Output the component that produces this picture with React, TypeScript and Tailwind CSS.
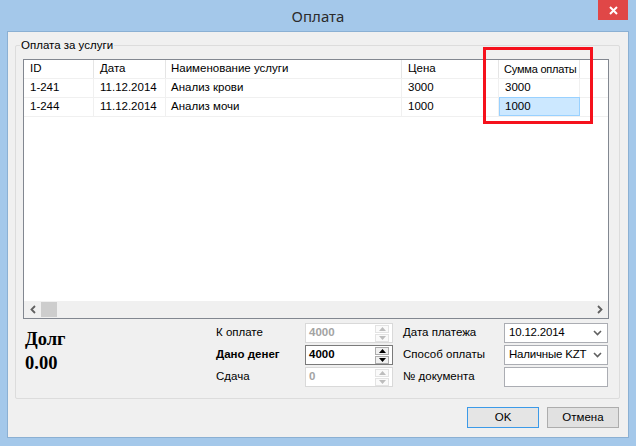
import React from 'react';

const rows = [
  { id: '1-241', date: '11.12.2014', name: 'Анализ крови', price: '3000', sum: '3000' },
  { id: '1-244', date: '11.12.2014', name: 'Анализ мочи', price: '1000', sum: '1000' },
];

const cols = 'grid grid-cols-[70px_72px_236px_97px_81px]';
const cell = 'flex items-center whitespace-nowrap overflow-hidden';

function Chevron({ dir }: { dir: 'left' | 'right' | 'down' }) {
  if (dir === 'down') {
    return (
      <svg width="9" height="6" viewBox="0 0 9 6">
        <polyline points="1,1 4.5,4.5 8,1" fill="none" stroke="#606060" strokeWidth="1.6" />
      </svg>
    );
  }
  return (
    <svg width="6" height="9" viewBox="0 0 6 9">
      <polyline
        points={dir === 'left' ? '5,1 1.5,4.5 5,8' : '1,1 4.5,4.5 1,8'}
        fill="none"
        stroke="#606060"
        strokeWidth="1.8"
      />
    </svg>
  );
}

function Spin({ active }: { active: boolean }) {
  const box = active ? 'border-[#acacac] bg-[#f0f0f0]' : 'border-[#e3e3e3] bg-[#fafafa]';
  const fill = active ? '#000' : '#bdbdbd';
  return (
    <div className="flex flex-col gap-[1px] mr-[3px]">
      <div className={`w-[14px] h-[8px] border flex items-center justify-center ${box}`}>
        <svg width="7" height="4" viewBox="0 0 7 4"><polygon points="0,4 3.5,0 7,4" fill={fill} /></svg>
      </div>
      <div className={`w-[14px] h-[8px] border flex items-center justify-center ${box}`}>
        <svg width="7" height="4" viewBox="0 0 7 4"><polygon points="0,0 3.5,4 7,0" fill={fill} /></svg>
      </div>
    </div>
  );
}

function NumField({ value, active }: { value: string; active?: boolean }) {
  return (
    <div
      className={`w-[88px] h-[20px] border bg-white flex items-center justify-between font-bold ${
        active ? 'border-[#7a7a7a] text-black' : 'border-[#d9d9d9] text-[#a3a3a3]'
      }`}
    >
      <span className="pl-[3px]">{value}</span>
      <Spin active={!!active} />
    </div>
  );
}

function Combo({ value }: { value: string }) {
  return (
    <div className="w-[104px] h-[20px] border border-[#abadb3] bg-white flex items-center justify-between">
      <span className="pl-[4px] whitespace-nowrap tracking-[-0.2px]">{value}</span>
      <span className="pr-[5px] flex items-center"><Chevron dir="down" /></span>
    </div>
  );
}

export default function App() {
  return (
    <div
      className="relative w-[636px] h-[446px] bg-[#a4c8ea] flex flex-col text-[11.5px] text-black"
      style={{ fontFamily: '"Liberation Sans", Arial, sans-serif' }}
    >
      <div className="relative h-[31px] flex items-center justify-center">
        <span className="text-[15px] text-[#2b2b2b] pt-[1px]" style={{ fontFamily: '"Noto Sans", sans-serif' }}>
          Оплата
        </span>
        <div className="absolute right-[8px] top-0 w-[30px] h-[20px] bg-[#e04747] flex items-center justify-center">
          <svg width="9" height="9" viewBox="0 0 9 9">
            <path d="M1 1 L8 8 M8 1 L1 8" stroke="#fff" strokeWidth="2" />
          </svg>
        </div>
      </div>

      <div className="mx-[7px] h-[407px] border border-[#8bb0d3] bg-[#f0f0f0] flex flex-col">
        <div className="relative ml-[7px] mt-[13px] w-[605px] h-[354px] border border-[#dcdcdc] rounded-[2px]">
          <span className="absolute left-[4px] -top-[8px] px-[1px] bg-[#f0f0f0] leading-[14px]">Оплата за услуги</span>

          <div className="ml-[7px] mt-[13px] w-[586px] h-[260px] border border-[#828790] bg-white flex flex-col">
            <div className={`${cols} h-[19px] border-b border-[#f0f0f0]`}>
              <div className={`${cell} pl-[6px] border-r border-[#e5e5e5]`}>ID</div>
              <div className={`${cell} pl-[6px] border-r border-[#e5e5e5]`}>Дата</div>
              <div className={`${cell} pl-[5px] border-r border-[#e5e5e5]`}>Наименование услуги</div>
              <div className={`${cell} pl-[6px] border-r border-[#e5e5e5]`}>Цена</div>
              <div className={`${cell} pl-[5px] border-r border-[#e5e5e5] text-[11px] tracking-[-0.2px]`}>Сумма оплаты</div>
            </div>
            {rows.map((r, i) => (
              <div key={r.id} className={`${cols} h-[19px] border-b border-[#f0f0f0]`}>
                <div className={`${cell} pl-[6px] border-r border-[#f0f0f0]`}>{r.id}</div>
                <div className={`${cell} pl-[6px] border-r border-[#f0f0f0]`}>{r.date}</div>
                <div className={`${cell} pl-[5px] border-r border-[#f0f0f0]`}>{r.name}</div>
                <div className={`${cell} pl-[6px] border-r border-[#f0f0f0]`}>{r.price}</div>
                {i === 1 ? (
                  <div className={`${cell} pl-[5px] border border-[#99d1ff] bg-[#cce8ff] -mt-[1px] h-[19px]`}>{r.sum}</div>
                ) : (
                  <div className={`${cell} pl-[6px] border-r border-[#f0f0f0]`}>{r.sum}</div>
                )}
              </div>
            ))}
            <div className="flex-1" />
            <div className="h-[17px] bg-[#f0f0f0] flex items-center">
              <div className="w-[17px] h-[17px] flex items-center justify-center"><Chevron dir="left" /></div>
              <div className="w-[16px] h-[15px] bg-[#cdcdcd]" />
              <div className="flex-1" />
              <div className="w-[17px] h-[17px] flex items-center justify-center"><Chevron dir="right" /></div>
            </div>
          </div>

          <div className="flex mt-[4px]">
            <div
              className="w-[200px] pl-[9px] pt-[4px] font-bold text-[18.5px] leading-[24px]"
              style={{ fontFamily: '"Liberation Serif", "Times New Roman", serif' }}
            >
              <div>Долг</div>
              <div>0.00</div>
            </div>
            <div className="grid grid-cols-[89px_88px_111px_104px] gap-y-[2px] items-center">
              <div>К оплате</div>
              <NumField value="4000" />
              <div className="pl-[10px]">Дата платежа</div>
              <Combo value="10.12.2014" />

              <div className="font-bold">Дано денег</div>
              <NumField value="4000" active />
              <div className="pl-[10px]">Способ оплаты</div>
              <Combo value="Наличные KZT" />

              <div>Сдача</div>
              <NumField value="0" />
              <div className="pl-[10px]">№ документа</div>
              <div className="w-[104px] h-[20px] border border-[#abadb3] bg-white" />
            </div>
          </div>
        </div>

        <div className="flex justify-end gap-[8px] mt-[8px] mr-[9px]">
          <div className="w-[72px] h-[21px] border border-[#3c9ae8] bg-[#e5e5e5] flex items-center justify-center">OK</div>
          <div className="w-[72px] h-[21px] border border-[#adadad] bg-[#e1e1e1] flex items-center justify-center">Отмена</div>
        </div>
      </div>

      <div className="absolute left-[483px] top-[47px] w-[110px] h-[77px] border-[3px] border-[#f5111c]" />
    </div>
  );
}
--
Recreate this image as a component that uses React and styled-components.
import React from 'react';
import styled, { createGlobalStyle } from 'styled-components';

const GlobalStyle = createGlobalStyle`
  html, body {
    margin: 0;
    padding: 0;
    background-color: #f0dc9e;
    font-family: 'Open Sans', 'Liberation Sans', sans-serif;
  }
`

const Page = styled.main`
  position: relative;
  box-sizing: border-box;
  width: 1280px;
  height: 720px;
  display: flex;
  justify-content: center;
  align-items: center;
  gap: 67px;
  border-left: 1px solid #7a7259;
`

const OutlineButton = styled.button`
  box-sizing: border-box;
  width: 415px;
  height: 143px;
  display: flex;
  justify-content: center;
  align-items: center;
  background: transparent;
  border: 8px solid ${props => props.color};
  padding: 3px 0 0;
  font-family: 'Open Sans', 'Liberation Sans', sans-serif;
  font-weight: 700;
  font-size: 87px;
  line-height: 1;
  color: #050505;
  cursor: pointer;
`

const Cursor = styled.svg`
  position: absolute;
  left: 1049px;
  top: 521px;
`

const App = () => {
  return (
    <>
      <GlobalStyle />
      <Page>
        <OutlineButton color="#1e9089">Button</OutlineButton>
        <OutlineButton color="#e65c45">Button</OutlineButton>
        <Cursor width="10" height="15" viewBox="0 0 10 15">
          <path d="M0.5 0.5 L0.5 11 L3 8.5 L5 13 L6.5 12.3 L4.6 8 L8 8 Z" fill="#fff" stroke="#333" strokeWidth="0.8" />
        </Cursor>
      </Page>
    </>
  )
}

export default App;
--
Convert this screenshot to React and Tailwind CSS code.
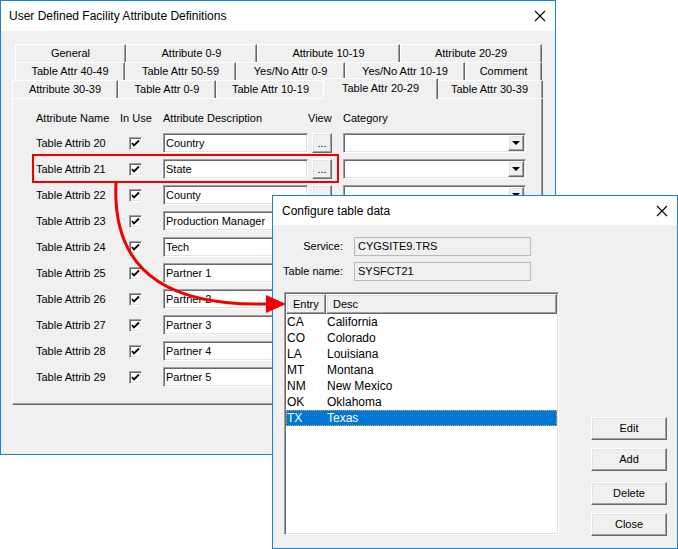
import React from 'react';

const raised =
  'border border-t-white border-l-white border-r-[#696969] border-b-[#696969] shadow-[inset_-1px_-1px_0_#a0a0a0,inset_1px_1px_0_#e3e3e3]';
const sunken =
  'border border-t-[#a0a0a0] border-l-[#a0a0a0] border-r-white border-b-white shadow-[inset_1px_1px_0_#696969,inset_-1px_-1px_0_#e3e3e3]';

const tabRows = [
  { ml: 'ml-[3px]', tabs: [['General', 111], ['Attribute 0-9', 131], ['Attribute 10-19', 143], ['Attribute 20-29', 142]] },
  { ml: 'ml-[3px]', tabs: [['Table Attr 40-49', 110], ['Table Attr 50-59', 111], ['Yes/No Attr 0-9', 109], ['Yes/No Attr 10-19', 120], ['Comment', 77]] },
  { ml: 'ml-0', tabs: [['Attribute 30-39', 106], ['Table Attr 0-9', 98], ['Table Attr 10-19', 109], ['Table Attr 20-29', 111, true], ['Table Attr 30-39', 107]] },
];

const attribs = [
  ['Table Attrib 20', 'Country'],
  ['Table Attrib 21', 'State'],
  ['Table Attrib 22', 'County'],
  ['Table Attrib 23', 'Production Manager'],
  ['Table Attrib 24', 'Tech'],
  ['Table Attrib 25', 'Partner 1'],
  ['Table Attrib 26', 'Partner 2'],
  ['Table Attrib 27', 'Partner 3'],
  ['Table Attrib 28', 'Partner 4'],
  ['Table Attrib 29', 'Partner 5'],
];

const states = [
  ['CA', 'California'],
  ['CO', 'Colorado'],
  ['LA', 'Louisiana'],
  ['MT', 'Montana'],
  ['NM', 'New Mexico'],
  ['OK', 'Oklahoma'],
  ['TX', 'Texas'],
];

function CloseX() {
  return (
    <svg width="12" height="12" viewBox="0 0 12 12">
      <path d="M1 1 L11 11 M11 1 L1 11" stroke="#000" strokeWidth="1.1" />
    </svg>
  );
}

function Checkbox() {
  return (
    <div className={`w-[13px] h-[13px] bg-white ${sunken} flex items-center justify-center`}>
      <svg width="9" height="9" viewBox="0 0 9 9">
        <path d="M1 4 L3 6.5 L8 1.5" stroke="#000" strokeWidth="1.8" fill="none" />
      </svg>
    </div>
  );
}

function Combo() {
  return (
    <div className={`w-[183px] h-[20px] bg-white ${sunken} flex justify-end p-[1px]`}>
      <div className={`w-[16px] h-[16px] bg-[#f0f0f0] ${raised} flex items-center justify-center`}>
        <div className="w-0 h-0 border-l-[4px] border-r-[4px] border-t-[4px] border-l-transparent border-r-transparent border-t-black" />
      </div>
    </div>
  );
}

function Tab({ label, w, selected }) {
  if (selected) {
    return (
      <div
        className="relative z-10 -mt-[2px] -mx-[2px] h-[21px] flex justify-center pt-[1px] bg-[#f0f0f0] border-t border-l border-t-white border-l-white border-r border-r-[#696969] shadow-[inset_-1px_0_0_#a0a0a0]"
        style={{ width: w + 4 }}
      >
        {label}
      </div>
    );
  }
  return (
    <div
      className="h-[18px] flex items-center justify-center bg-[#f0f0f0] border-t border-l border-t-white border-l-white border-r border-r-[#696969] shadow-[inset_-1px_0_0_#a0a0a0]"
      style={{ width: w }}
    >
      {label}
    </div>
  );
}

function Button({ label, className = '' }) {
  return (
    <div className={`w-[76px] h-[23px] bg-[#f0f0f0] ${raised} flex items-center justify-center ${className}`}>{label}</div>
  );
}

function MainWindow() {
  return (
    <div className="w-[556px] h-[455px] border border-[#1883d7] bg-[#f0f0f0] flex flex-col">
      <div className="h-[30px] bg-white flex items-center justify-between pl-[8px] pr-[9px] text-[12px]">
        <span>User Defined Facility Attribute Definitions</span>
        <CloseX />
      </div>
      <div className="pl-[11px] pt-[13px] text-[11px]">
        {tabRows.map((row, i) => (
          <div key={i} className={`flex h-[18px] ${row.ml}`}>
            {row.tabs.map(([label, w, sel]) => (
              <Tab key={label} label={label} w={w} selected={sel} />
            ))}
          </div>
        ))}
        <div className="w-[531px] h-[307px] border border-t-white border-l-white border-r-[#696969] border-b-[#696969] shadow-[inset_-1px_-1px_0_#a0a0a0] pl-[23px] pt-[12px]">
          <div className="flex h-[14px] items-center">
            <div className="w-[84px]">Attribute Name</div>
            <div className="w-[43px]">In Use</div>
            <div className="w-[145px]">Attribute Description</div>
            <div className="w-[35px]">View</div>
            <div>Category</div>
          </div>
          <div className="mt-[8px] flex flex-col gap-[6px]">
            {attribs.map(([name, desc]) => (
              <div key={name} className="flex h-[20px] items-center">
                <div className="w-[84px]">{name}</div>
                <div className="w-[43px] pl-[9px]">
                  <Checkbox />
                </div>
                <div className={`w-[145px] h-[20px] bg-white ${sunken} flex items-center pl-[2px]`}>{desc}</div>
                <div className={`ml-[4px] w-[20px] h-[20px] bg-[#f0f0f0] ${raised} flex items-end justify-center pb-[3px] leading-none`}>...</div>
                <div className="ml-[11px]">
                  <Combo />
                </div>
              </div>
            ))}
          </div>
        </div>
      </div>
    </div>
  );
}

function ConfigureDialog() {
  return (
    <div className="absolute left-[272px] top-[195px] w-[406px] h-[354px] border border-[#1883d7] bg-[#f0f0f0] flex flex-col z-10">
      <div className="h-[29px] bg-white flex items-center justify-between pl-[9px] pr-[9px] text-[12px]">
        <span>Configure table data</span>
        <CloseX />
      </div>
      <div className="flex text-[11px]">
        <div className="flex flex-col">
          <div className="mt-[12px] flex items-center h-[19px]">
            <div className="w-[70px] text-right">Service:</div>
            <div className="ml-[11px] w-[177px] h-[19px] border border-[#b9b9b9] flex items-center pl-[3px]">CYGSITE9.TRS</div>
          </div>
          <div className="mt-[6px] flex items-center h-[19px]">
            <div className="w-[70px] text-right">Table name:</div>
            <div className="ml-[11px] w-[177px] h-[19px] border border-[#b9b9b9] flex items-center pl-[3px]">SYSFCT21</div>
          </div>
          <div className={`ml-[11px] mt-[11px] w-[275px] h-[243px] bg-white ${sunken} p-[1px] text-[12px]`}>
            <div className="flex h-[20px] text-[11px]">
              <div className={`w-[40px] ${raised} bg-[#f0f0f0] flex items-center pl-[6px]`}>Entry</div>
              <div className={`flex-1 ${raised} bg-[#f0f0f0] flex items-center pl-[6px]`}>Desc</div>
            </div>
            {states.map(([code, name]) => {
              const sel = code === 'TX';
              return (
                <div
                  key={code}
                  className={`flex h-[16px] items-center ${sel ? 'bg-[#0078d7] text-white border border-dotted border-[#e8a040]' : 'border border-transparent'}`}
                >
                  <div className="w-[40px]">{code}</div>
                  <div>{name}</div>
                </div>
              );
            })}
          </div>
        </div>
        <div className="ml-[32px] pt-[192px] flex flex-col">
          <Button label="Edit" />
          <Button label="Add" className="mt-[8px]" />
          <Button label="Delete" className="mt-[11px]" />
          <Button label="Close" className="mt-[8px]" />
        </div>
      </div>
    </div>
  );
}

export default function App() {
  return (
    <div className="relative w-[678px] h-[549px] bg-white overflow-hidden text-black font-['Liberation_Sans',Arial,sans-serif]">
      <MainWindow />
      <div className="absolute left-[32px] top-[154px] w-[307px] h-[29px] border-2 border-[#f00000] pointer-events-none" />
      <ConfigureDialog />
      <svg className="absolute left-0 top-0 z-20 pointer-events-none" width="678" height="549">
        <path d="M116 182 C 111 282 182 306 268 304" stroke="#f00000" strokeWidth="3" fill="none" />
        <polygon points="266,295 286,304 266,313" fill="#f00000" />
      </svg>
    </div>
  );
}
--
* _DO THIS_: Without the pictures, give again exactly the lines above starting at the line containing "Convert this screenshot" and ending at the line containing "border-t-[#a0a0a0] border-l-[#a0a0a0] border-r-white".

* _WRITTEN RESPONSE_:
Convert this screenshot to React and Tailwind CSS code.
import React from 'react';

const raised =
  'border border-t-white border-l-white border-r-[#696969] border-b-[#696969] shadow-[inset_-1px_-1px_0_#a0a0a0,inset_1px_1px_0_#e3e3e3]';
const sunken =
  'border border-t-[#a0a0a0] border-l-[#a0a0a0] border-r-white border-b-white shadow-[inset_1px_1px_0_#696969,inset_-1px_-1px_0_#e3e3e3]';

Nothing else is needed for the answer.